Srijana Thapa, South Asia Regional Director of World Neighbors
Srijana Thapa is South Asia Regional Director of World Neighbors, an international development group that has worked in Nepal for 43 years. She spoke with Review Nepal about the current trade situation and its effect on her group’s work in Nepal.
How is the unofficial trade blockade impacting you and your work?
Like many people in the country, we’re directly affected by fuel shortages. We’re now using a wood burning stove in Kathmandu, which is ironic, since we are helping build smokeless stoves in the communities with which we work, but we can’t build these now in the city. Our concern is with Nepal’s vulnerable rural communities, especially those who lost shelter due to the earthquakes.
What is your main concern with these communities?
Winter is coming. Those without shelter, or living in temporary shelter, could really suffer if there is inadequate fuel for heating and cooking. There is the potential for a significant humanitarian crisis.
How is your group preparing for this potential crisis?
We are trying to alert people in the US and other places to the current situation in Nepal so a worse crisis is avoided. Americans and others generously donated to help Nepal rebuild after the earthquake. This is an opportunity for people to raise their voices to help prevent a manmade disaster. We are also conserving fuel in all our projects and prioritizing its use for the most vulnerable communities.
What is World Neighbors doing to help people recover from the earthquake?
Immediately following the earthquake we helped with the relief effort by distributing food, medicine, water filtration tablets and material for shelter. In consultation with the communities with whom we work, we have developed a plan for rehabilitation and reconstruction.

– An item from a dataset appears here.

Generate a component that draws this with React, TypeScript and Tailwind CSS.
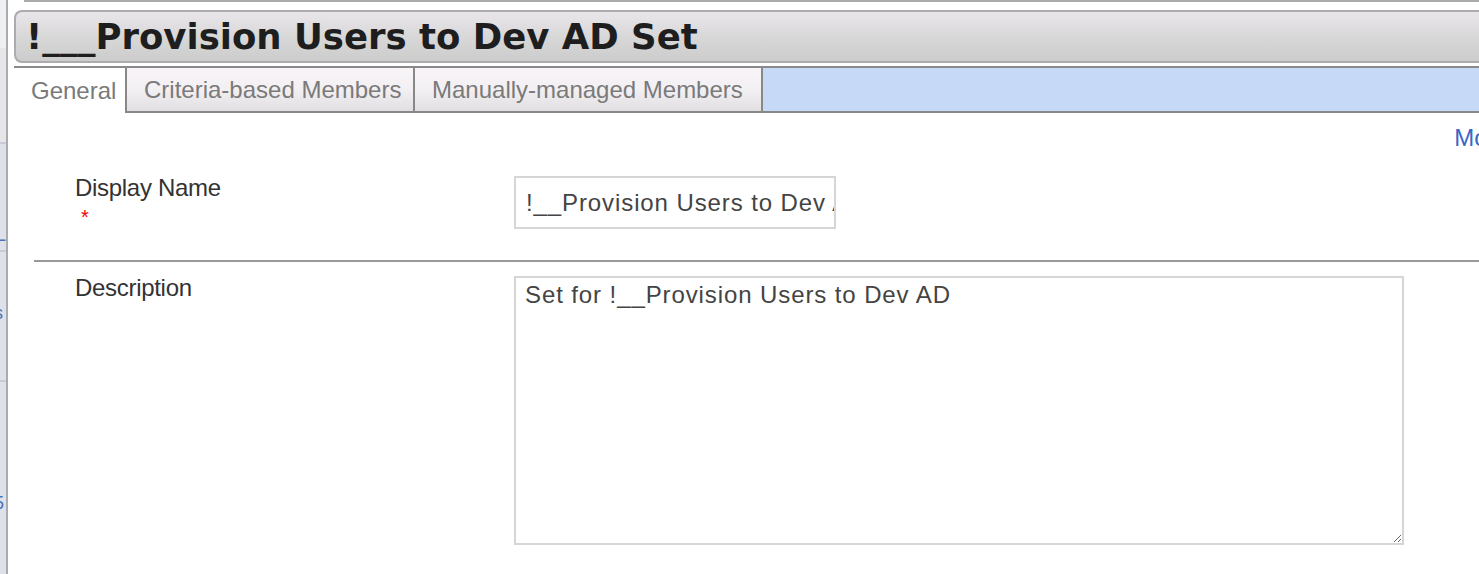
import React from 'react';

const sans = '"Liberation Sans", Arial, sans-serif';

const LeftStrip: React.FC = () => (
  <div className="w-[8px] shrink-0 flex flex-col border-r-2 border-[#a9abb0] bg-[#dfe1ea] overflow-hidden text-[#4a72b8] text-[18px] leading-none">
    <div className="h-[48px] bg-[#eef0f2]" />
    <div className="h-[96px] bg-[#e6e6e8] border-b-2 border-[#c9ccd6]" />
    <div className="h-[108px] border-b-2 border-[#c9ccd6] flex items-end pb-[6px] -ml-[4px]">L</div>
    <div className="h-[70px] flex items-end -ml-[6px]">s</div>
    <div className="h-[60px] border-b-2 border-[#c9ccd6]" />
    <div className="h-[130px] flex items-end -ml-[6px]">5</div>
  </div>
);

const Tab: React.FC<{ label: string; active?: boolean; width: string }> = ({ label, active, width }) => (
  <div
    className={
      active
        ? `${width} bg-white flex items-center pl-[17px]`
        : `${width} bg-gradient-to-b from-[#f8f4f8] via-[#f3f0f3] to-[#e2dfe2] border-r-2 border-b-2 border-[#888] flex items-center pl-[17px]`
    }
  >
    <span className="text-[24px] text-[#7a7a7a] whitespace-nowrap">{label}</span>
  </div>
);

export default function App() {
  return (
    <div className="w-[1479px] h-[574px] overflow-hidden flex bg-white" style={{ fontFamily: sans }}>
      <LeftStrip />
      <div className="flex-1 flex flex-col min-w-0">
        <div className="h-[2px] bg-[#aaaaaa] ml-[16px]" />
        {/* title bar */}
        <div className="pl-[6px] pt-[8px]">
          <div className="h-[53px] rounded-l-[8px] border-2 border-r-0 border-[#adabad] bg-gradient-to-b from-[#e9e6e9] via-[#d9d8d9] to-[#cccccc] flex items-center pl-[10px]">
            <span
              className="text-[35.5px] leading-none font-bold text-[#1e1e1e] whitespace-nowrap"
              style={{ fontFamily: '"DejaVu Sans", Verdana, sans-serif' }}
            >
              !___Provision Users to Dev AD Set
            </span>
          </div>
        </div>
        {/* tabs */}
        <div className="ml-[6px] mt-[3px] border-t-2 border-[#8a8a8a] flex h-[47px]">
          <Tab label="General" active width="w-[113px] border-r-2 border-[#888]" />
          <Tab label="Criteria-based Members" width="w-[288px]" />
          <Tab label="Manually-managed Members" width="w-[348px]" />
          <div className="flex-1 bg-[#c6d9f6] border-b-2 border-[#888]" />
        </div>
        {/* link row */}
        <div className="h-[56px] flex justify-end items-center pb-[6px]">
          <span className="text-[24px] text-[#3a66c4] mr-[-30px] whitespace-nowrap">More</span>
        </div>
        {/* form */}
        <div className="ml-[26px]">
          <div className="grid grid-cols-[480px_1fr] border-b-2 border-[#999] h-[93px] pt-[5px]">
            <div className="pl-[41px] text-[24px] tracking-[-0.3px] leading-[28px] text-[#333]">
              <div>Display Name</div>
              <div className="text-[#e00] text-[20px] leading-none pl-[6px] pt-[5px]">*</div>
            </div>
            <div className="pt-[2px]">
              <div className="w-[322px] h-[53px] border-2 border-[#d6d6d6] flex items-center pl-[10px] overflow-hidden">
                <span className="text-[24px] tracking-[0.9px] text-[#444] whitespace-nowrap">!__Provision Users to Dev AD</span>
              </div>
            </div>
          </div>
          <div className="grid grid-cols-[480px_1fr] pt-[12px]">
            <div className="pl-[41px] text-[24px] tracking-[-0.3px] leading-[28px] text-[#333]">Description</div>
            <div className="pt-[2px]">
              <textarea
                readOnly
                defaultValue="Set for !__Provision Users to Dev AD"
                className="w-[890px] h-[269px] border-2 border-[#d6d6d6] px-[9px] py-[2px] text-[24px] tracking-[0.9px] leading-[30px] text-[#444] outline-none"
                style={{ fontFamily: sans }}
              />
            </div>
          </div>
        </div>
      </div>
    </div>
  );
}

The recovery plan is modeled around four core areas – rebuilding, psychosocial support, disaster risk reduction and sustainable livelihoods. World Neighbors works with communities over a long term, often up to ten years, helping and facilitating communities to become self-reliant. We are helping to plant vegetables that can be harvested quickly, reconstruct homes and barns, rebuild smokeless stoves, and reconstruct the villages that were destroyed.
What are your projects to help people increase their incomes and expand employment opportunities?
The program in Nepal centers on the development of savings and credit groups that enable investment in agriculture, small businesses and other livelihoods. We especially focus on helping women and socially excluded groups use these investments to increase production and sales, which enhances incomes and further expands opportunity for entire families. Through a comprehensive approach that provides training in higher productivity sustainable agriculture, financial management, natural resource management, water filtration, hygiene, the construction of latrines, and many other essential skills, we help communities to lift themselves out of poverty and become self -sustaining. What we do is not revolutionary. But its focus on community-wide activities sets in motion a dynamic that, over time, means relatively small investments result in significant and measurable economic and social gains.
Working with a community means working in close collaboration with local NGOs, with the long-term goal of creating self-reliant groups, savings and credit cooperatives and larger economic and social organizations. World Neighbors’s program is currently reaching out to 11 Village Development Committees in 5 districts, both in the hills and the Terai region of the central and Western development region of Nepal. Ninety-five percent of our program participants are rural women.
Are you hopeful the current situation can be resolved and a humanitarian crisis avoided?
Yes, we are. Nepal’s governance progress is, in many ways, a model. A large part of that is due to the ability of those with very different outlooks to find common ground that moves the entire country forward. United Nations Secretary-General Ban Ki-moon has urged “all sides” in the region to find a way to solve the impasse and resume normal activity. Like so many others, we look forward to a quick solution that allows everyone to get on with building a better society.